_Task inputs_
>>

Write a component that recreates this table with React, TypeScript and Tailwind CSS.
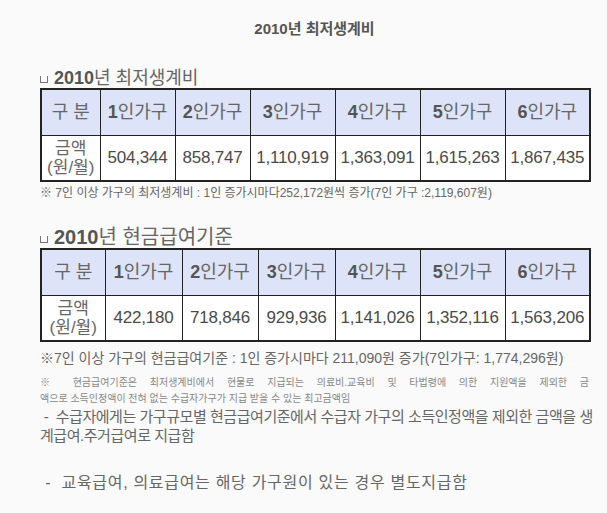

<<
>>

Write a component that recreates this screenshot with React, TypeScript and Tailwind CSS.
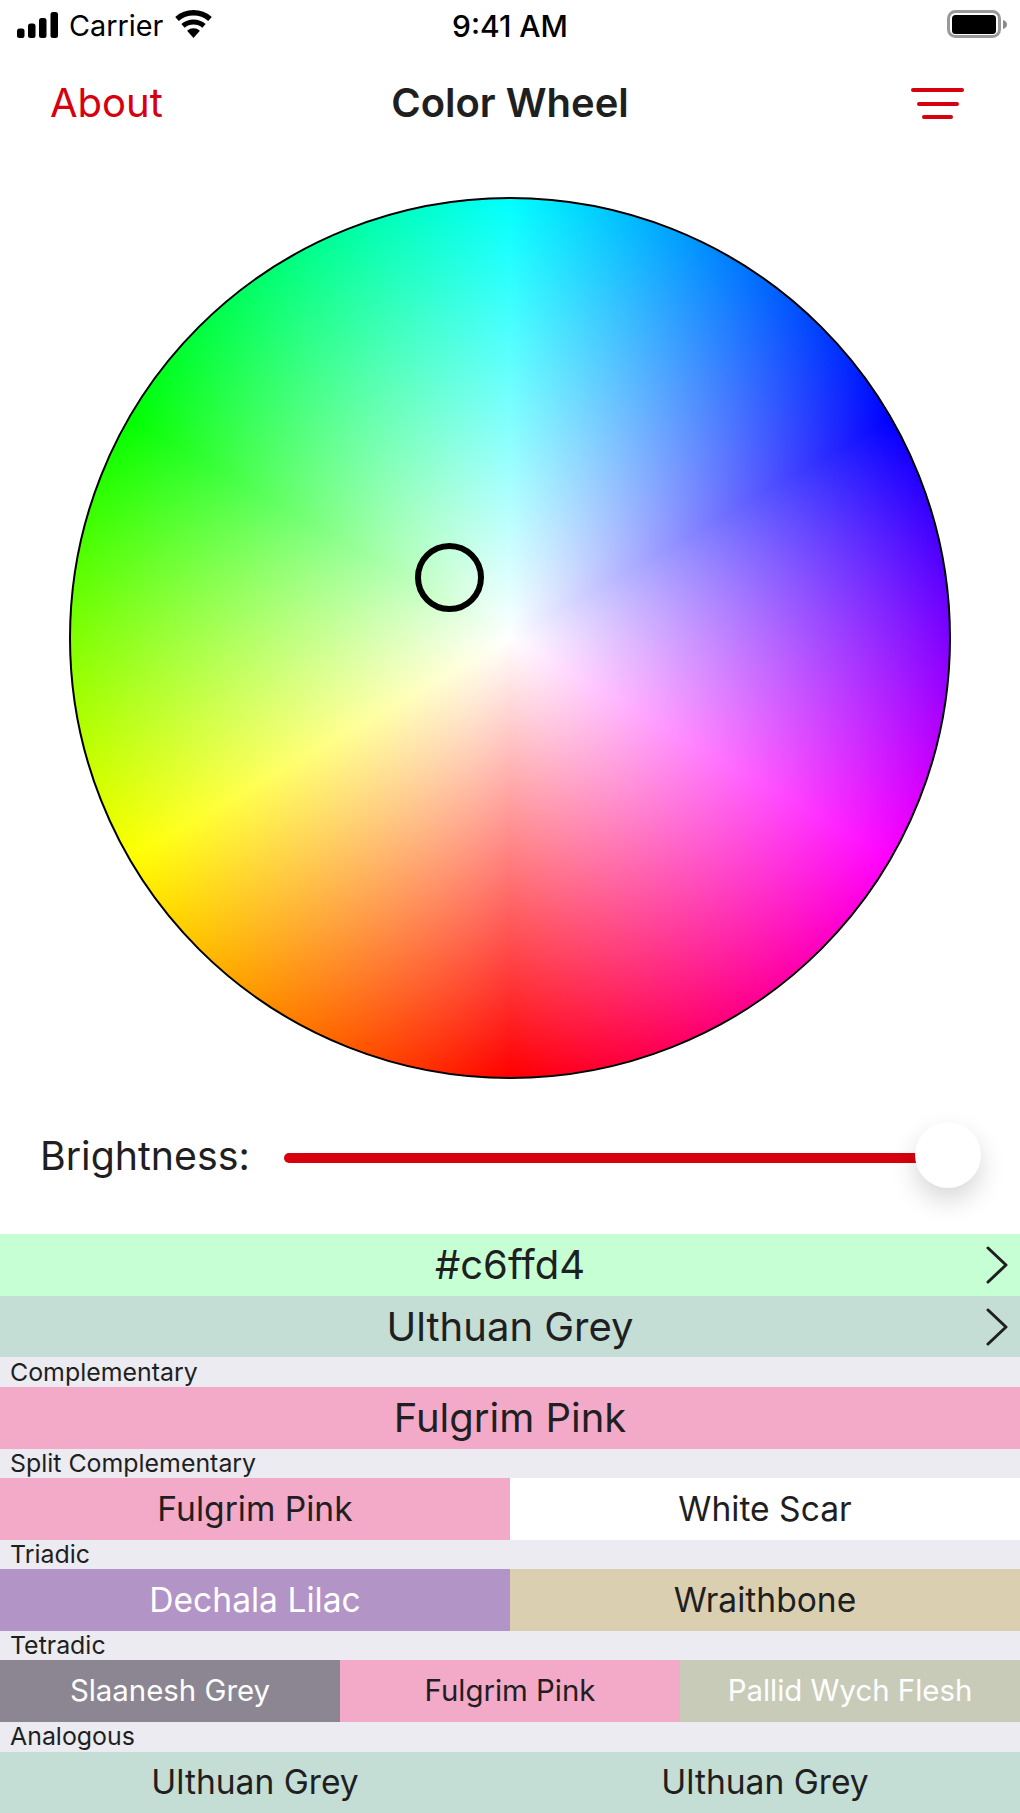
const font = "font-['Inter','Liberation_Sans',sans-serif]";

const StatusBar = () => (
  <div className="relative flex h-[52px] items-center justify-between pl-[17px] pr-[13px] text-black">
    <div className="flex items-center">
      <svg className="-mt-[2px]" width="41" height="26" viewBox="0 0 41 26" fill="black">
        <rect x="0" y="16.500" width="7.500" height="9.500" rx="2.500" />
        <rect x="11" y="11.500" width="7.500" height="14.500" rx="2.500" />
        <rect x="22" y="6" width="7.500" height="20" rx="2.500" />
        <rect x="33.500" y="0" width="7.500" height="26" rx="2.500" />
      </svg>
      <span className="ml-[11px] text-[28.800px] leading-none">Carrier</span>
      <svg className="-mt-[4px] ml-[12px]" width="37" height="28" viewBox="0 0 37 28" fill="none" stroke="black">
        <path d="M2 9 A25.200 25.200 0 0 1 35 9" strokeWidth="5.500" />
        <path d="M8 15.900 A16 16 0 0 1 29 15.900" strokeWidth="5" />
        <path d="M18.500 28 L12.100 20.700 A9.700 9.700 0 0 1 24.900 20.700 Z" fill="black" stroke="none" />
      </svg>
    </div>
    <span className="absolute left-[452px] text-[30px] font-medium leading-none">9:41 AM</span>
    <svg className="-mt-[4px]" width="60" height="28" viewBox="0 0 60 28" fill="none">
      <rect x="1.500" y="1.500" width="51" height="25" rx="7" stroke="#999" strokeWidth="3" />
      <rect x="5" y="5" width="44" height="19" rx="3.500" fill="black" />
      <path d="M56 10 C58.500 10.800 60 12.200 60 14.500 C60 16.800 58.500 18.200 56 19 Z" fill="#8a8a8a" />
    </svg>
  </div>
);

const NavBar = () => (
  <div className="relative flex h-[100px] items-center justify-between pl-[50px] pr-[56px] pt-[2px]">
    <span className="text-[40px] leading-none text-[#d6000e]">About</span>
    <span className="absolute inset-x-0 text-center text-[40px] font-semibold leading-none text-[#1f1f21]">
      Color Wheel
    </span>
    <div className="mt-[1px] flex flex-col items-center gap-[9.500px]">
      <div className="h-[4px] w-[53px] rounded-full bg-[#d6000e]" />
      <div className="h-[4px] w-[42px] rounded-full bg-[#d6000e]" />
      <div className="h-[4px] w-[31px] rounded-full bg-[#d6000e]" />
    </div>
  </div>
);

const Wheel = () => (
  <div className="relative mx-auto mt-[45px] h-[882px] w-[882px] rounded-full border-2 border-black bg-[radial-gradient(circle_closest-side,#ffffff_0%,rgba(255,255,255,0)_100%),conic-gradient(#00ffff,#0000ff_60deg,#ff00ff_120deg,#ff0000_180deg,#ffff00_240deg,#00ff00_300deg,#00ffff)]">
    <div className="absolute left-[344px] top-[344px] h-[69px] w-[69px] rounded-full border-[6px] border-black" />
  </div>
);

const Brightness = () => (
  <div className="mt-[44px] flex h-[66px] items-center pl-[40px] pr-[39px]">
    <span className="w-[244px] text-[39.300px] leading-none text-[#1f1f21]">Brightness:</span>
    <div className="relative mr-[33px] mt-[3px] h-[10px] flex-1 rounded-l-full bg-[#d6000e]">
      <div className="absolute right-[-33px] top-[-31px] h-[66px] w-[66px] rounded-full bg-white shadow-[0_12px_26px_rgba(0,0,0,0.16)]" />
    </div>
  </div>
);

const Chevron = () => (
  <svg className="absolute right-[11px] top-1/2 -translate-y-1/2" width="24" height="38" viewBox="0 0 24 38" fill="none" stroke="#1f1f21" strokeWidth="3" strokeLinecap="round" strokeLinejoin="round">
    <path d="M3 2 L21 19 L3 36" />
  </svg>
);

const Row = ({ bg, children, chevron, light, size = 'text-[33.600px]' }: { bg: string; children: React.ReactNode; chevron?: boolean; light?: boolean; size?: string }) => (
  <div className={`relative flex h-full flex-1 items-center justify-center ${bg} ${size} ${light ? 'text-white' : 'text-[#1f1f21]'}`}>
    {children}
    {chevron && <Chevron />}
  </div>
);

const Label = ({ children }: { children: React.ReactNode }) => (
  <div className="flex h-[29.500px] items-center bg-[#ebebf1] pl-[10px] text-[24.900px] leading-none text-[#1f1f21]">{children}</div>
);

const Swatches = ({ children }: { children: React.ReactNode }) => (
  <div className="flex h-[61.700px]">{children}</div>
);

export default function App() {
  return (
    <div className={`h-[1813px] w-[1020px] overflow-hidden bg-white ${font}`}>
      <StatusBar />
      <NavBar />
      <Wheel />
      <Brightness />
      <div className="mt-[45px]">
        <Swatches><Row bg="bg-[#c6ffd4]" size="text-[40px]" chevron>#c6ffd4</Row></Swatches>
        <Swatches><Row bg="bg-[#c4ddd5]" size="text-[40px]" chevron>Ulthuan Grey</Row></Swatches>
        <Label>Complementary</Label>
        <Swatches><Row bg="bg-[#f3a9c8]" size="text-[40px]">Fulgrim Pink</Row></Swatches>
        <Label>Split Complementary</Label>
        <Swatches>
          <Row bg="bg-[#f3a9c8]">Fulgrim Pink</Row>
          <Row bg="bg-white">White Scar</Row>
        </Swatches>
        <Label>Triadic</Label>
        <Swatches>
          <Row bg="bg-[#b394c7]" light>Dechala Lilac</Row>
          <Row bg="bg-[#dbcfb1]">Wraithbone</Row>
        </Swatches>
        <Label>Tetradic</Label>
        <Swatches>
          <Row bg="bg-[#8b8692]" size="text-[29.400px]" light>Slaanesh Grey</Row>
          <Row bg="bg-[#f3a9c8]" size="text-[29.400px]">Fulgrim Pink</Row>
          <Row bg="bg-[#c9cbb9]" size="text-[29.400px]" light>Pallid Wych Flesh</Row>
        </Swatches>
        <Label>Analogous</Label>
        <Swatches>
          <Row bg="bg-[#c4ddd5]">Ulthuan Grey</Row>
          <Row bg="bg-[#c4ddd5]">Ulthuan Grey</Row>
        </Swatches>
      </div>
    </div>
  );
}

<<
>>

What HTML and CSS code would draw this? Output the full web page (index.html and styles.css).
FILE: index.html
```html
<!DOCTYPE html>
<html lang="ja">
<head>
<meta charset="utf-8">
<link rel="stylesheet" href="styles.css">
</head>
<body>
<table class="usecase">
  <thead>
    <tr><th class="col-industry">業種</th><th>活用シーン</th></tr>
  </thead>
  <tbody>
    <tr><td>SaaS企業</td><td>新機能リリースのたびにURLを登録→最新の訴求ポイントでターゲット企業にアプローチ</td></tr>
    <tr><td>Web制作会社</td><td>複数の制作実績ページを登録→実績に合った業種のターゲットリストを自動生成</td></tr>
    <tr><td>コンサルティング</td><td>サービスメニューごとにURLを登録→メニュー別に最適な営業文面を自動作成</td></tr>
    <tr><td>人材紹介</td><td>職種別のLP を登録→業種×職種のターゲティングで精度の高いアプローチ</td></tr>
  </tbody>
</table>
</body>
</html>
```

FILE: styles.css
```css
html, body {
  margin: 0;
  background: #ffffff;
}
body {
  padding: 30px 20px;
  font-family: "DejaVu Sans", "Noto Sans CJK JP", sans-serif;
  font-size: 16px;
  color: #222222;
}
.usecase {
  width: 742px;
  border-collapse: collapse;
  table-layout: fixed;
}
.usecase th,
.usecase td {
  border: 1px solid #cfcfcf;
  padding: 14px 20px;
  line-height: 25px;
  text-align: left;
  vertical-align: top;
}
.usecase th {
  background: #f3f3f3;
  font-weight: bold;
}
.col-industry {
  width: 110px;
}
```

<<

_Task description_
Give the number of lines where the string "that" occurs, without any further text.

_Solution to this problem_
2